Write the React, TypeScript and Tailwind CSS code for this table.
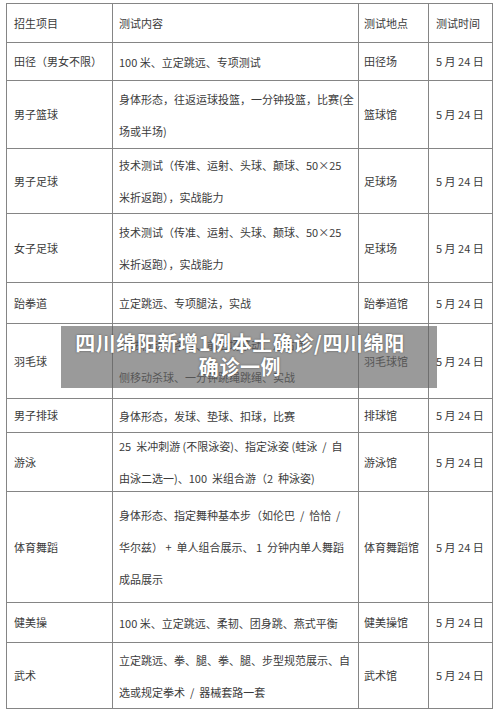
import React from "react";

type Row = { name: string; content: string[]; place: string; h: number };

const rows: Row[] = [
  { name: "田径（男女不限）", content: ["100 米、立定跳远、专项测试"], place: "田径场", h: 38 },
  { name: "男子篮球", content: ["身体形态，往返运球投篮，一分钟投篮，比赛(全", "场或半场)"], place: "篮球馆", h: 68 },
  { name: "男子足球", content: ["技术测试（传准、运射、头球、颠球、50×25", "米折返跑），实战能力"], place: "足球场", h: 65 },
  { name: "女子足球", content: ["技术测试（传准、运射、头球、颠球、50×25", "米折返跑），实战能力"], place: "足球场", h: 69 },
  { name: "跆拳道", content: ["立定跳远、专项腿法，实战"], place: "跆拳道馆", h: 41 },
  { name: "羽毛球", content: ["步法移动、杀球、前后场移动、左右两", "侧移动杀球、一分钟跳绳跳绳、实战"], place: "羽毛球馆", h: 75 },
  { name: "男子排球", content: ["身体形态，发球、垫球、扣球，比赛"], place: "排球馆", h: 34 },
  { name: "游泳", content: ["25  米冲刺游 (不限泳姿)、指定泳姿 (蛙泳  /  自", "由泳二选一)、100  米组合游（2  种泳姿)"], place: "游泳馆", h: 58 },
  { name: "体育舞蹈", content: ["身体形态、指定舞种基本步（如伦巴  /  恰恰  /", "华尔兹） +  单人组合展示、 1  分钟内单人舞蹈", "成品展示"], place: "体育舞蹈馆", h: 111 },
  { name: "健美操", content: ["100 米、立定跳远、柔韧、团身跳、燕式平衡"], place: "健美操馆", h: 40 },
  { name: "武术", content: ["立定跳远、拳、腿、拳、腿、步型规范展示、自", "选或规定拳术  /  器械套路一套"], place: "武术馆", h: 66 },
];

const cell = "border border-[#858585] align-middle";

export default function App() {
  return (
    <div
      className="relative w-[500px] h-[715px] bg-white overflow-hidden pt-[3px] pl-[6px] text-[#3b3b3b] text-[11px]"
      style={{ fontFamily: '"Noto Sans CJK SC", "Noto Sans", sans-serif' }}
    >
      <table className="w-[486px] border-collapse table-fixed">
        <colgroup>
          <col className="w-[106px]" />
          <col className="w-[246px]" />
          <col className="w-[70px]" />
          <col className="w-[64px]" />
        </colgroup>
        <tbody>
          <tr className="h-[39px]">
            <td className={`${cell} pl-[7px]`}>招生项目</td>
            <td className={`${cell} pl-[6px]`}>测试内容</td>
            <td className={`${cell} pl-[5px]`}>测试地点</td>
            <td className={`${cell} pl-[7px]`}>测试时间</td>
          </tr>
          {rows.map((r) => (
            <tr key={r.name} style={{ height: r.h }}>
              <td className={`${cell} pl-[7px]`}>{r.name}</td>
              <td className={`${cell} pl-[6px]`}>
                <div className="flex flex-col gap-[6px]">
                  {r.content.map((l, i) => (
                    <div key={i} className="whitespace-pre h-[26px] leading-[26px]">
                      {l}
                    </div>
                  ))}
                </div>
              </td>
              <td className={`${cell} pl-[5px]`}>{r.place}</td>
              <td className={`${cell} pl-[7px] whitespace-nowrap`}>5 月 24 日</td>
            </tr>
          ))}
        </tbody>
      </table>
      <div className="absolute left-[61px] top-[326px] w-[376px] h-[62px] bg-[rgba(100,100,100,0.65)] pt-[5px] pr-[18px] text-center text-white font-bold text-[20px] leading-[24px] tracking-[0.6px] [text-shadow:0_0_2px_rgba(0,0,0,0.5)]">
        <div className="whitespace-nowrap">四川绵阳新增1例本土确诊/四川绵阳</div>
        <div>确诊一例</div>
      </div>
    </div>
  );
}
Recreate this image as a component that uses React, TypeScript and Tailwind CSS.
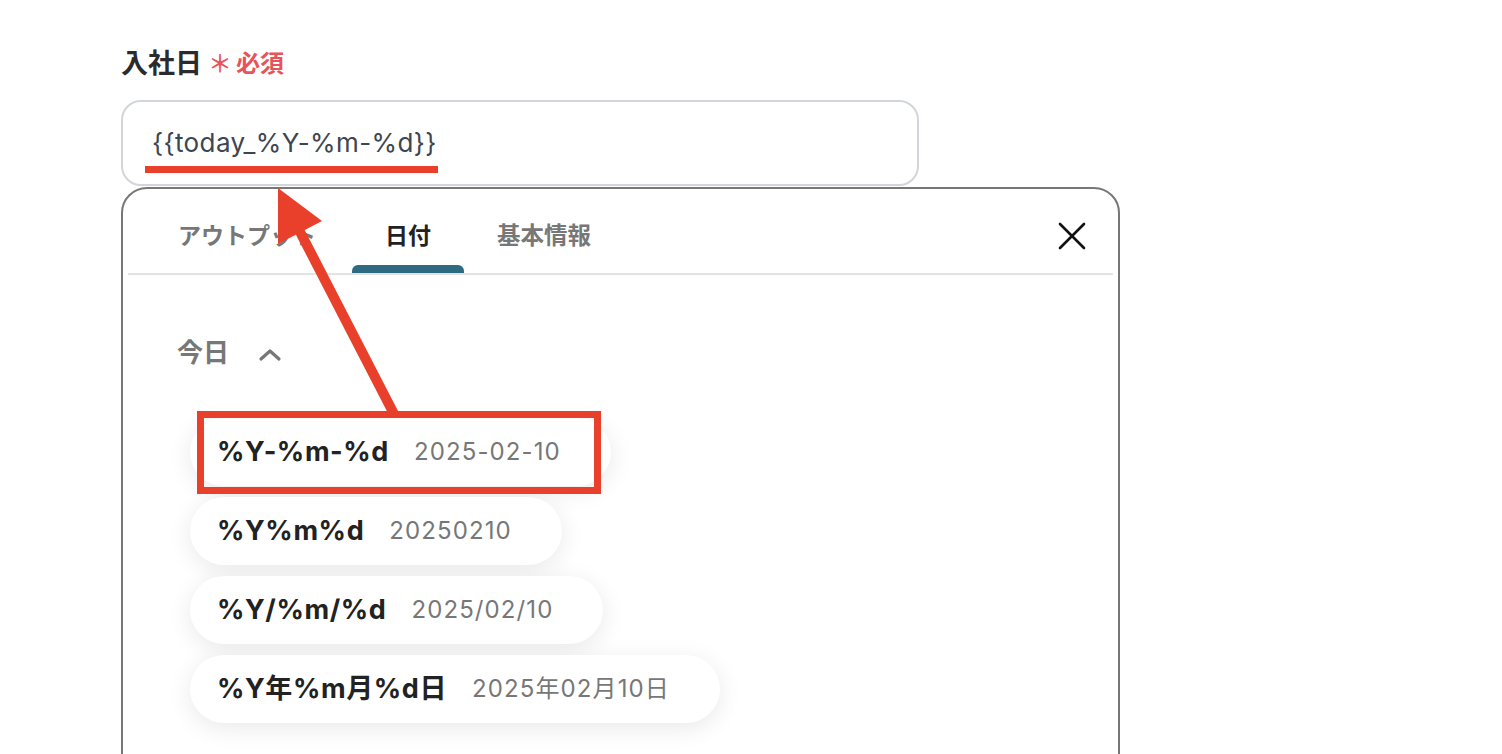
import React from 'react';

const formats = [
  { key: '%Y-%m-%d', value: '2025-02-10' },
  { key: '%Y%m%d', value: '20250210' },
  { key: '%Y/%m/%d', value: '2025/02/10' },
  { key: '%Y年%m月%d日', value: '2025年02月10日' },
];

const App: React.FC = () => {
  return (
    <div
      className="relative h-[754px] w-[1502px] overflow-hidden bg-white pl-[121px] pt-[48px]"
      style={{ fontFamily: '"Inter", "Noto Sans CJK JP", sans-serif' }}
    >
      {/* label */}
      <div className="flex items-center h-[32px]">
        <span className="text-[27px] font-bold text-[#2b2b2b]">入社日</span>
        <span className="ml-[6px] text-[24px] font-medium text-[#e8525a]">＊</span>
        <span className="ml-[4px] text-[24px] font-bold text-[#e8525a]">必須</span>
      </div>

      {/* input */}
      <div className="mt-[20px] flex h-[86px] w-[798px] items-center rounded-[20px] border-2 border-[#d2d6db] pl-[29px]">
        <span className="text-[26px] tracking-[0.4px] text-[#3d4550] pb-[2px]">{'{{today_%Y-%m-%d}}'}</span>
      </div>

      {/* panel */}
      <div className="mt-[1px] h-[620px] w-[999px] rounded-t-[26px] border-2 border-[#777] px-[5px]">
        <div className="flex h-[86px] items-end border-b-2 border-[#e3e3e3] pl-[17px] pr-[26px]">
          <div className="flex h-full w-[207px] items-center justify-start pl-[33px] pt-[10px] text-[23px] font-bold text-[#777]">
            アウトプット
          </div>
          <div className="flex h-full w-[112px] flex-col items-center">
            <div className="flex flex-1 items-center pt-[18px] text-[23px] font-bold text-[#222]">日付</div>
            <div className="h-[8px] w-full rounded-t-[6px] bg-[#2e6a80]" />
          </div>
          <div className="flex h-full items-center px-[33px] pt-[10px] text-[23.5px] font-bold text-[#777]">基本情報</div>
          <div className="ml-auto flex h-full items-center pt-[10px]">
            <svg width="30" height="30" viewBox="0 0 30 30">
              <path d="M3 3 L27 27 M27 3 L3 27" stroke="#111" strokeWidth="2.6" strokeLinecap="round" />
            </svg>
          </div>
        </div>

        <div className="pl-[49px] pt-[58px]">
          <div className="flex items-center">
            <span className="text-[26px] font-bold text-[#777]">今日</span>
            <svg width="24" height="16" viewBox="0 0 24 16" className="ml-[29px] mt-[4px]">
              <path d="M3 12 L12 4 L21 12" stroke="#777" strokeWidth="3.2" fill="none" strokeLinecap="round" strokeLinejoin="round" />
            </svg>
          </div>

          <div className="mt-[46px] ml-[13px] flex flex-col items-start gap-[11px]">
            {formats.map((f) => (
              <div
                key={f.key}
                className="flex h-[68px] items-center rounded-full bg-white pl-[27px] pr-[50px] shadow-[0_5px_24px_rgba(0,0,0,0.09)]"
              >
                <span className="text-[27px] font-bold tracking-[0.6px] text-[#222]">{f.key}</span>
                <span className="ml-[25px] text-[24px] tracking-[1.1px] text-[#777]">{f.value}</span>
              </div>
            ))}
          </div>
        </div>
      </div>

      {/* annotations */}
      <div className="absolute left-[145px] top-[166px] h-[7px] w-[293px] bg-[#e8402a]" />
      <div className="absolute left-[197px] top-[411px] h-[83px] w-[404px] border-[7px] border-[#e8402a]" />
      <svg className="absolute left-0 top-0" width="1502" height="754" viewBox="0 0 1502 754">
        <line x1="297" y1="226" x2="394" y2="414" stroke="#e8402a" strokeWidth="10" />
        <polygon points="278,188 322,221 278,244" fill="#e8402a" />
      </svg>
    </div>
  );
};

export default App;
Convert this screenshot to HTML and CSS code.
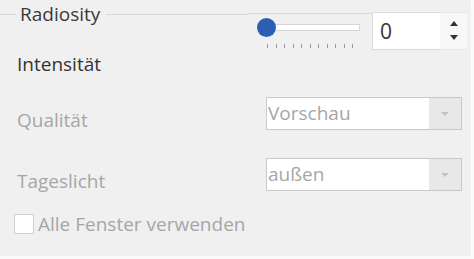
FILE: index.html
```html
<!DOCTYPE html>
<html lang="de">
<head>
    <meta charset="UTF-8">
    <title>Radiosity</title>
    <link rel="stylesheet" href="styles.css">
</head>
<body>
    <div class="panel">
        <div class="top">
            <div class="left">
                <div class="legend">Radiosity</div>
                <div class="label strong">Intensität</div>
            </div>
            <div class="slider-wrap">
                <div class="slider">
                    <div class="track"></div>
                    <div class="thumb"></div>
                </div>
                <div class="ticks">
                    <span></span><span></span><span></span><span></span>
                    <span></span><span></span><span></span><span></span>
                    <span></span><span></span><span></span>
                </div>
            </div>
            <div class="spin">
                <div class="spin-value">0</div>
                <div class="spin-buttons">
                    <span class="arrow-up"></span>
                    <span class="arrow-down"></span>
                </div>
            </div>
        </div>

        <div class="row row-quality">
            <div class="label">Qualität</div>
            <div class="combo">
                <div class="combo-text">Vorschau</div>
                <div class="combo-button"><span></span></div>
            </div>
        </div>

        <div class="row row-light">
            <div class="label">Tageslicht</div>
            <div class="combo">
                <div class="combo-text">außen</div>
                <div class="combo-button"><span></span></div>
            </div>
        </div>

        <div class="check">
            <div class="box"></div>
            <div class="check-label">Alle Fenster verwenden</div>
        </div>
    </div>
</body>
</html>
```

FILE: styles.css
```css
body {
    margin: 0;
    background-color: #fafafa;
    font-family: 'Open Sans', 'Noto Sans', sans-serif;
}

.panel {
    width: 471px;
    height: 256px;
    background-color: #f0f0f0;
    overflow: hidden;
}

.top {
    display: flex;
    height: 97px;
}

.left {
    width: 249px;
}

.legend {
    display: flex;
    align-items: center;
    height: 28px;
    font-size: 19px;
    line-height: 28px;
    color: #3a3a3a;
}

.legend::before,
.legend::after {
    content: "";
    height: 1px;
    background-color: #d9d9d9;
}

.legend::before {
    width: 16px;
    margin-right: 4px;
}

.legend::after {
    flex: 1;
    margin-left: 6px;
}

.label {
    padding-left: 17px;
    font-size: 19px;
    line-height: 28px;
    color: #a6a6a6;
}

.label.strong {
    margin-top: 22px;
    color: #333;
}

.slider-wrap {
    flex: 1;
    margin-top: 13px;
    height: 40px;
    border-top: 1px solid #d9d9d9;
    padding: 4px 12px 0 8px;
}

.slider {
    position: relative;
    height: 19px;
    padding-top: 6px;
    box-sizing: border-box;
}

.track {
    margin-left: 10px;
    height: 5px;
    background-color: #fff;
    border: 1px solid #d6d6d6;
}

.thumb {
    position: absolute;
    left: 0;
    top: 0;
    width: 19px;
    height: 19px;
    border-radius: 50%;
    background-color: #2c5eb4;
}

.ticks {
    display: flex;
    justify-content: space-between;
    margin: 7px 7px 0 10px;
}

.ticks span {
    width: 1px;
    height: 4px;
    background-color: #9a9a9a;
}

.spin {
    display: flex;
    margin-top: 12px;
    margin-right: 4px;
    height: 38px;
}

.spin-value {
    width: 60px;
    padding-left: 7px;
    background-color: #fff;
    border: 1px solid #dadada;
    border-right: 0;
    font-size: 21px;
    line-height: 36px;
    color: #333;
}

.spin-buttons {
    width: 27px;
    background-color: #f8f8f8;
    border-top: 1px solid #e6e6e6;
    border-bottom: 1px solid #e6e6e6;
    display: flex;
    flex-direction: column;
    align-items: center;
    justify-content: space-between;
    padding: 8px 0 9px;
    box-sizing: border-box;
}

.arrow-up {
    border-left: 4px solid transparent;
    border-right: 4px solid transparent;
    border-bottom: 5px solid #333;
}

.arrow-down {
    border-left: 4px solid transparent;
    border-right: 4px solid transparent;
    border-top: 5px solid #333;
}

.row {
    display: flex;
    height: 61px;
}

.row-light {
    height: 53px;
}

.row .label {
    width: 249px;
    padding-top: 9px;
}

.combo {
    display: flex;
    width: 196px;
    height: 33px;
    box-sizing: border-box;
    background-color: #fff;
    border: 1px solid #c9c9c9;
}

.combo-text {
    flex: 1;
    padding-left: 1px;
    font-size: 19px;
    line-height: 30px;
    color: #a6a6a6;
}

.combo-button {
    width: 32px;
    background-color: #e8e8e8;
    display: flex;
    align-items: center;
    justify-content: center;
}

.combo-button span {
    border-left: 4px solid transparent;
    border-right: 4px solid transparent;
    border-top: 4px solid #c2c2c2;
}

.check {
    display: flex;
    align-items: center;
    padding-left: 14px;
}

.box {
    width: 18px;
    height: 18px;
    background-color: #fff;
    border: 1px solid #cfcfcf;
}

.check-label {
    margin-left: 4px;
    font-size: 19px;
    line-height: 26px;
    color: #a6a6a6;
}
```
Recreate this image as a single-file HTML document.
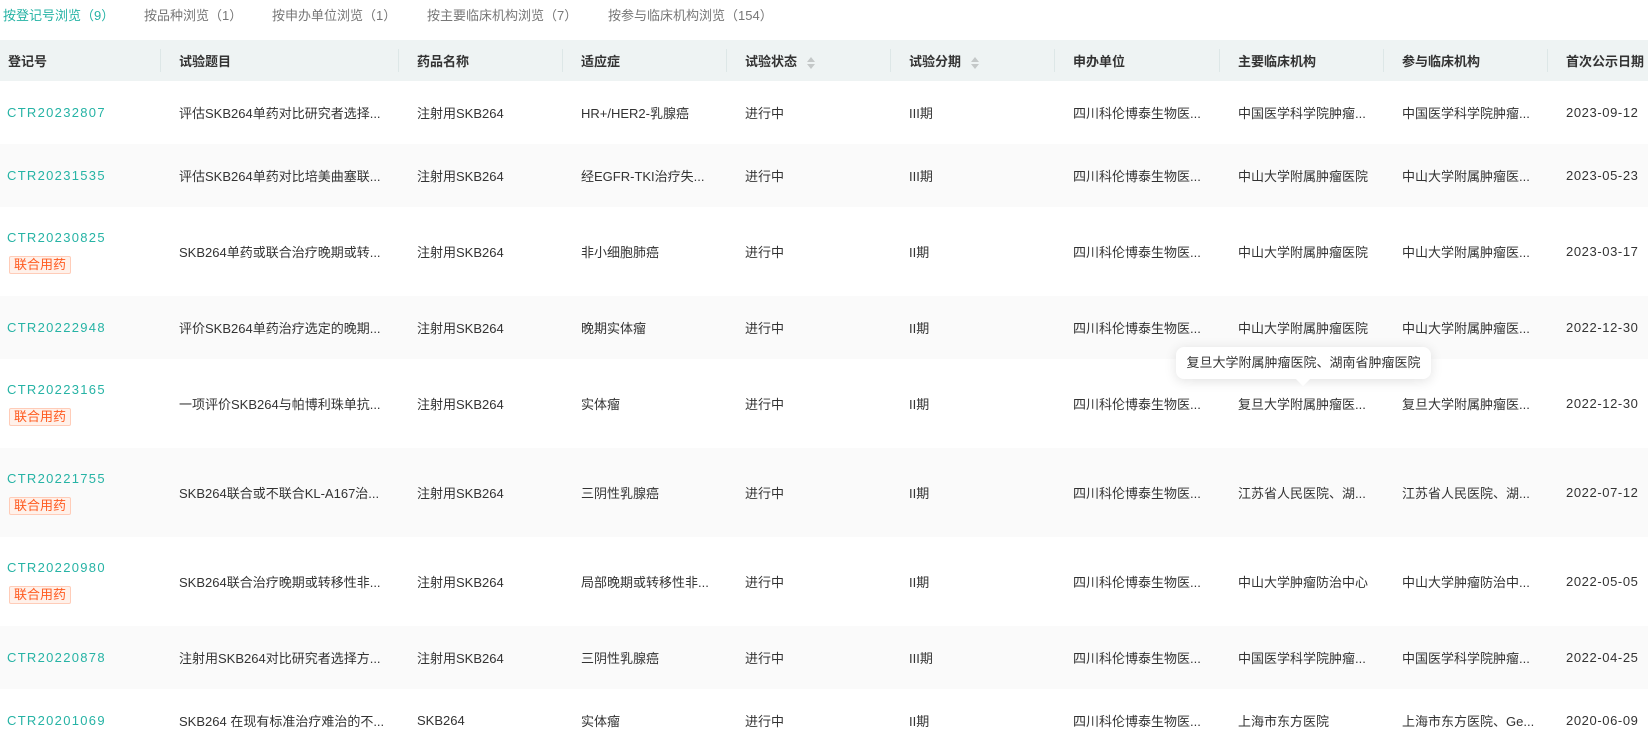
<!DOCTYPE html>
<html><head><meta charset="utf-8"><style>
*{margin:0;padding:0;box-sizing:border-box}
body{width:1648px;height:744px;overflow:hidden;background:#fff;font-family:"Liberation Sans","Noto Sans CJK SC",sans-serif;font-size:13px;color:#333;position:relative}
.tabs{position:absolute;top:5px;left:3px;height:18px;display:flex;font-size:13px;color:#777;white-space:nowrap}
.tabs span{position:absolute;top:0}
.tabs span:first-child{color:#26b3a5}
table{position:absolute;top:40px;left:0;border-collapse:collapse;table-layout:fixed;width:1648px}
th{background:#eef3f3;height:41px;text-align:left;font-weight:bold;padding:0 0 0 8px;position:relative;color:#333;white-space:nowrap}
th+th{padding-left:19px}
th+th:before{content:"";position:absolute;left:0;top:9px;height:23px;border-left:1px solid #dde7e7}
td{padding:0 0 0 19px;white-space:nowrap;overflow:visible}
td:first-child{padding-left:7px}
td:last-child{letter-spacing:0.6px}
tr.s td{height:63px}tr.t td{height:89px}
tr.g td{background:#fafafa}
a{color:#26b3a5;text-decoration:none;display:block;letter-spacing:1.3px}
.tag{display:inline-block;margin-top:11px;margin-left:2px;border:1px solid #ffccb8;background:#fff1ea;color:#ff5a1f;font-size:13px;line-height:16px;padding:0 4px;border-radius:2px}
.sort{display:inline-block;vertical-align:middle;margin-left:10px;width:8px;height:12px;position:relative}
.sort:before,.sort:after{content:"";position:absolute;left:0;border-left:4px solid transparent;border-right:4px solid transparent}
.sort:before{top:0;border-bottom:5px solid #c4c8c8}
.sort:after{bottom:0;border-top:5px solid #c4c8c8}
.tip{position:absolute;left:1176px;top:347px;width:255px;height:32px;background:#fff;border-radius:8px;box-shadow:0 2px 12px rgba(0,0,0,.12);font-size:13px;line-height:32px;text-align:center;color:#333}
.tip:after{content:"";position:absolute;left:122px;bottom:-5px;width:10px;height:10px;background:#fff;transform:rotate(45deg)}
</style></head><body>
<div class="tabs"><span style="left:0">按登记号浏览（9）</span><span style="left:141px">按品种浏览（1）</span><span style="left:269px">按申办单位浏览（1）</span><span style="left:424px">按主要临床机构浏览（7）</span><span style="left:605px">按参与临床机构浏览（154）</span></div>
<table>
<colgroup><col style="width:160px"><col style="width:238px"><col style="width:164px"><col style="width:164px"><col style="width:164px"><col style="width:164px"><col style="width:165px"><col style="width:164px"><col style="width:164px"><col style="width:101px"></colgroup>
<tr><th>登记号</th><th>试验题目</th><th>药品名称</th><th>适应症</th><th>试验状态<span class="sort"></span></th><th>试验分期<span class="sort"></span></th><th>申办单位</th><th>主要临床机构</th><th>参与临床机构</th><th style="letter-spacing:0">首次公示日期</th></tr>
<tr class="s"><td><a>CTR20232807</a></td><td>评估SKB264单药对比研究者选择...</td><td>注射用SKB264</td><td>HR+/HER2-乳腺癌</td><td>进行中</td><td>III期</td><td>四川科伦博泰生物医...</td><td>中国医学科学院肿瘤...</td><td>中国医学科学院肿瘤...</td><td>2023-09-12</td></tr>
<tr class="s g"><td><a>CTR20231535</a></td><td>评估SKB264单药对比培美曲塞联...</td><td>注射用SKB264</td><td>经EGFR-TKI治疗失...</td><td>进行中</td><td>III期</td><td>四川科伦博泰生物医...</td><td>中山大学附属肿瘤医院</td><td>中山大学附属肿瘤医...</td><td>2023-05-23</td></tr>
<tr class="t"><td><a>CTR20230825</a><span class="tag">联合用药</span></td><td>SKB264单药或联合治疗晚期或转...</td><td>注射用SKB264</td><td>非小细胞肺癌</td><td>进行中</td><td>II期</td><td>四川科伦博泰生物医...</td><td>中山大学附属肿瘤医院</td><td>中山大学附属肿瘤医...</td><td>2023-03-17</td></tr>
<tr class="s g"><td><a>CTR20222948</a></td><td>评价SKB264单药治疗选定的晚期...</td><td>注射用SKB264</td><td>晚期实体瘤</td><td>进行中</td><td>II期</td><td>四川科伦博泰生物医...</td><td>中山大学附属肿瘤医院</td><td>中山大学附属肿瘤医...</td><td>2022-12-30</td></tr>
<tr class="t"><td><a>CTR20223165</a><span class="tag">联合用药</span></td><td>一项评价SKB264与帕博利珠单抗...</td><td>注射用SKB264</td><td>实体瘤</td><td>进行中</td><td>II期</td><td>四川科伦博泰生物医...</td><td>复旦大学附属肿瘤医...</td><td>复旦大学附属肿瘤医...</td><td>2022-12-30</td></tr>
<tr class="t g"><td><a>CTR20221755</a><span class="tag">联合用药</span></td><td>SKB264联合或不联合KL-A167治...</td><td>注射用SKB264</td><td>三阴性乳腺癌</td><td>进行中</td><td>II期</td><td>四川科伦博泰生物医...</td><td>江苏省人民医院、湖...</td><td>江苏省人民医院、湖...</td><td>2022-07-12</td></tr>
<tr class="t"><td><a>CTR20220980</a><span class="tag">联合用药</span></td><td>SKB264联合治疗晚期或转移性非...</td><td>注射用SKB264</td><td>局部晚期或转移性非...</td><td>进行中</td><td>II期</td><td>四川科伦博泰生物医...</td><td>中山大学肿瘤防治中心</td><td>中山大学肿瘤防治中...</td><td>2022-05-05</td></tr>
<tr class="s g"><td><a>CTR20220878</a></td><td>注射用SKB264对比研究者选择方...</td><td>注射用SKB264</td><td>三阴性乳腺癌</td><td>进行中</td><td>III期</td><td>四川科伦博泰生物医...</td><td>中国医学科学院肿瘤...</td><td>中国医学科学院肿瘤...</td><td>2022-04-25</td></tr>
<tr class="s"><td><a>CTR20201069</a></td><td>SKB264 在现有标准治疗难治的不...</td><td>SKB264</td><td>实体瘤</td><td>进行中</td><td>II期</td><td>四川科伦博泰生物医...</td><td>上海市东方医院</td><td>上海市东方医院、Ge...</td><td>2020-06-09</td></tr>
</table>
<div class="tip">复旦大学附属肿瘤医院、湖南省肿瘤医院</div>
</body></html>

## Directions:
Scan the records above for the string "this", then select every line that holds it.

## Worked solution:
Write the React, TypeScript and Tailwind CSS code for this table.
Recreate this image as a component that uses React, TypeScript and Tailwind CSS.
Convert this screenshot to HTML and CSS code.
Recreate this image as a single-file HTML document.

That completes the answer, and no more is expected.